Seizing on a moment of spring-like weather, I biked Minnehaha Parkway down to Chicago Avenue Wednesday night. Paranoid Park was playing at the Parkway Theater, a lovably disheveled teen-run operation that fit the movie’s ambiance perfectly. Before I get to the movie, a little on the theater experience: The film was loaded backwards at first, a mistake that took ten minutes to correct, though they kept us in pitch darkness while we waited (blinded moviegoers had to be talked into their seats). Once it came on (and I am truly amazed by this), the movie played for nearly ten minutes before anyone realized that we weren’t hearing the soundtrack but rather the playlist from Pepito’s Restuarant next door.
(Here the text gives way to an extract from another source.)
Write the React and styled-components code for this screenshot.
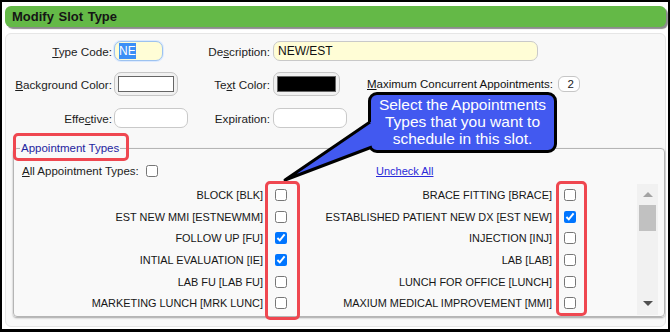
import React from 'react';
import styled, { createGlobalStyle } from 'styled-components';

const GlobalStyle = createGlobalStyle`
  body {
    margin: 0;
    font-family: "Liberation Sans", Arial, sans-serif;
    background: #fff;
  }
  * { box-sizing: border-box; }
`;

const leftTypes = [
  { name: 'BLOCK [BLK]', checked: false },
  { name: 'EST NEW MMI [ESTNEWMM]', checked: false },
  { name: 'FOLLOW UP [FU]', checked: true },
  { name: 'INTIAL EVALUATION [IE]', checked: true },
  { name: 'LAB FU [LAB FU]', checked: false },
  { name: 'MARKETING LUNCH [MRK LUNC]', checked: false },
];

const rightTypes = [
  { name: 'BRACE FITTING [BRACE]', checked: false },
  { name: 'ESTABLISHED PATIENT NEW DX [EST NEW]', checked: true },
  { name: 'INJECTION [INJ]', checked: false },
  { name: 'LAB [LAB]', checked: false },
  { name: 'LUNCH FOR OFFICE [LUNCH]', checked: false },
  { name: 'MAXIUM MEDICAL IMPROVEMENT [MMI]', checked: false },
];

const calloutLines = ['Select the Appointments', 'Types that you want to', 'schedule in this slot.'];

const App = () => {
  return (
    <>
      <GlobalStyle />
      <Frame>
        <Header>Modify Slot Type</Header>
        <Panel>
          <FormRow $h={20}>
            <Label><Key>T</Key>ype Code:</Label>
            <TextInput $w={49} $yellow $focus>
              <Selected>NE</Selected>
            </TextInput>
            <Label $pr={3}>De<Key>s</Key>cription:</Label>
            <TextInput $w={265} $yellow>NEW/EST</TextInput>
          </FormRow>

          <FormRow $h={24} $mt={11}>
            <Label><Key>B</Key>ackground Color:</Label>
            <ColorInput $w={64}><Swatch $color="#fff" /></ColorInput>
            <Label $pr={3}>Te<Key>x</Key>t Color:</Label>
            <Inline>
              <ColorInput $w={67}><Swatch $color="#000" /></ColorInput>
              <MaxLabel><Key>M</Key>aximum Concurrent Appointments:</MaxLabel>
              <SmallInput>2</SmallInput>
            </Inline>
          </FormRow>

          <FormRow $h={19} $mt={12}>
            <Label>Effe<Key>c</Key>tive:</Label>
            <TextInput $w={74} />
            <Label $pr={3}>Expiration:</Label>
            <TextInput $w={74} />
          </FormRow>

          <Fieldset>
            <Legend>Appointment Types</Legend>
            <TopRow>
              <AllLabel>
                <Key>A</Key>ll Appointment Types:
                <Check type="checkbox" readOnly />
              </AllLabel>
              <LinkText>Uncheck All</LinkText>
            </TopRow>
            <ListArea>
              <TypeGrid>
                {leftTypes.map((t, i) => (
                  <React.Fragment key={t.name}>
                    <TypeCell>
                      <TypeName>{t.name}</TypeName>
                      <Check type="checkbox" readOnly checked={t.checked} />
                    </TypeCell>
                    <TypeCell>
                      <TypeName>{rightTypes[i].name}</TypeName>
                      <Check type="checkbox" readOnly checked={rightTypes[i].checked} />
                    </TypeCell>
                  </React.Fragment>
                ))}
              </TypeGrid>
              <Scrollbar>
                <ArrowUp />
                <Thumb />
                <Spacer />
                <ArrowDown />
              </Scrollbar>
            </ListArea>
          </Fieldset>
        </Panel>

        <Callout>
          {calloutLines.map((line) => (
            <CalloutLine key={line}>{line}</CalloutLine>
          ))}
        </Callout>
        <Tail viewBox="278 114 100 72" width="100" height="72">
          <polygon points="285,180 369,122 377,122 377,148 371,148" fill="#4259f0" />
          <polyline points="370,122 285,180 372,147" fill="none" stroke="#000" strokeWidth="3" strokeLinejoin="round" />
        </Tail>

        <Marker $x={13} $y={133} $w={116} $h={28} />
        <Marker $x={265} $y={181} $w={35} $h={139} />
        <Marker $x={556} $y={181} $w={31} $h={135} />
      </Frame>
    </>
  );
};

const Frame = styled.div`
  position: relative;
  width: 670px;
  height: 332px;
  border: 2px solid #000;
  border-bottom-width: 3px;
  background: #fff;
  padding: 4px 2px 0 3px;
  color: #1a1a1a;
`;

const Header = styled.div`
  height: 21px;
  background: #64b947;
  border-radius: 6px;
  box-shadow: 2px 2px 1px #8c8c8c;
  padding-left: 7px;
  font-size: 13px;
  font-weight: bold;
  line-height: 21px;
  color: #151515;
  word-spacing: 1px;
`;

const Panel = styled.div`
  margin-top: 6px;
  height: 294px;
  background: #f8f8f8;
  border: 1px solid #e6e6e6;
  border-radius: 6px;
  padding-top: 7px;
`;

const FormRow = styled.div`
  display: grid;
  grid-template-columns: 108px 80px 79px auto;
  align-items: center;
  height: ${(p) => p.$h}px;
  margin-top: ${(p) => p.$mt || 0}px;
`;

const Label = styled.label`
  text-align: right;
  padding-right: ${(p) => p.$pr || 2}px;
  font-size: 11.7px;
  white-space: nowrap;
  color: #1c1c1c;
`;

const Key = styled.u`
  text-decoration: underline;
`;

const TextInput = styled.div`
  width: ${(p) => p.$w}px;
  height: 20px;
  border-radius: 7px;
  border: 1px solid ${(p) => (p.$focus ? '#9dc2ef' : '#c9c9c9')};
  box-shadow: ${(p) => (p.$focus ? '0 0 0 1px #dceaff' : 'none')};
  background: ${(p) => (p.$yellow ? '#fffdd6' : '#fff')};
  font-size: 12px;
  line-height: 18px;
  padding-left: 4px;
  color: #111;
`;

const Selected = styled.span`
  background: #3b8ff6;
  color: #fff;
  padding: 1px 0;
`;

const ColorInput = styled.div`
  width: ${(p) => p.$w}px;
  height: 24px;
  border-radius: 7px;
  border: 1px solid #c6c6c6;
  background: #f1f1f1;
  padding: 3px;
`;

const Swatch = styled.div`
  height: 100%;
  background: ${(p) => p.$color};
  border: 1px solid #666;
`;

const Inline = styled.div`
  display: flex;
  align-items: center;
`;

const MaxLabel = styled.span`
  margin-left: 27px;
  font-size: 11.5px;
  white-space: nowrap;
  color: #111;
`;

const SmallInput = styled.div`
  margin-left: 5px;
  width: 22px;
  height: 16px;
  border: 1px solid #c6c6c6;
  border-radius: 6px;
  background: #fff;
  font-size: 11.5px;
  line-height: 14px;
  text-align: right;
  padding-right: 5px;
`;

const Fieldset = styled.fieldset`
  margin: 14px 0 0 7px;
  height: 176px;
  border: 1px solid #b5b5b5;
  border-radius: 4px;
  box-shadow: 0 1px 2px rgba(0, 0, 0, 0.35);
  padding: 8px 6px 0 6px;
  background: #f9f9f9;
`;

const Legend = styled.legend`
  padding: 0 1px;
  font-size: 11.5px;
  line-height: 14px;
  color: #1f24a0;
`;

const TopRow = styled.div`
  display: grid;
  grid-template-columns: 356px auto;
  align-items: center;
  height: 16px;
`;

const AllLabel = styled.label`
  display: flex;
  align-items: center;
  padding-left: 2px;
  font-size: 11.5px;
  color: #1c1c1c;
  input { margin-left: 7px; }
`;

const LinkText = styled.span`
  font-size: 11px;
  color: #2a2ad8;
  text-decoration: underline;
`;

const ListArea = styled.div`
  display: flex;
  margin-top: 5px;
  height: 131px;
`;

const TypeGrid = styled.div`
  display: grid;
  grid-template-columns: 272px 289px;
  grid-template-rows: repeat(6, 21.7px);
`;

const TypeCell = styled.div`
  display: flex;
  align-items: center;
  justify-content: flex-end;
  padding-right: 5px;
`;

const TypeName = styled.span`
  font-size: 10.9px;
  color: #161616;
  white-space: nowrap;
  margin-right: 12px;
`;

const Check = styled.input`
  width: 12px;
  height: 12px;
  margin: 0;
  flex: none;
`;

const Scrollbar = styled.div`
  margin-left: auto;
  width: 21px;
  height: 131px;
  background: #f1f1f1;
  display: flex;
  flex-direction: column;
  align-items: center;
  padding-top: 8px;
  padding-bottom: 9px;
`;

const ArrowUp = styled.div`
  width: 0;
  height: 0;
  border-left: 5px solid transparent;
  border-right: 5px solid transparent;
  border-bottom: 5px solid #a3a3a3;
`;

const ArrowDown = styled.div`
  width: 0;
  height: 0;
  border-left: 5px solid transparent;
  border-right: 5px solid transparent;
  border-top: 5px solid #505050;
`;

const Thumb = styled.div`
  margin-top: 8px;
  width: 17px;
  height: 26px;
  background: #c1c1c1;
`;

const Spacer = styled.div`
  flex: 1;
`;

const Callout = styled.div`
  position: absolute;
  left: 366px;
  top: 90px;
  width: 189px;
  height: 61px;
  background: #4259f0;
  border: 3px solid #000;
  border-radius: 9px;
  color: #fff;
  font-size: 15.5px;
  line-height: 17px;
  text-align: center;
  padding-top: 1px;
`;

const CalloutLine = styled.div`
  white-space: nowrap;
`;

const Tail = styled.svg`
  position: absolute;
  left: 276px;
  top: 112px;
  overflow: visible;
`;

const Marker = styled.div`
  position: absolute;
  left: ${(p) => p.$x - 2}px;
  top: ${(p) => p.$y - 2}px;
  width: ${(p) => p.$w}px;
  height: ${(p) => p.$h}px;
  border: 3px solid #ef4750;
  border-radius: 5px;
`;

export default App;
My only excuse is that those ten minutes depict a lot of skateboarding and a solitary walk on the beach—no apparent dialogue—and the music fit it all well enough. Oh, and they serve beer there now.

Paranoid Park is Gus Van Sant’s third film in what feels like a series on the psychology of the alienated and misunderstood, and I found it much more affecting than Last Days or Elephant. It’s about a city kid in Portland who, on his second visit to an alluringly dangerous under-the-freeway skatepark, becomes party to an awful event.

It reminded me of how irresistible forbidden people and places are when you’re young and how fortunate most of us are to never have to pay for the risks we take. At some moments, it had the “this could happen to you” feeling of an after-school special. But the only moral Van Sant left me with is that there’s no benefit to doing the right thing, if there even is a right thing.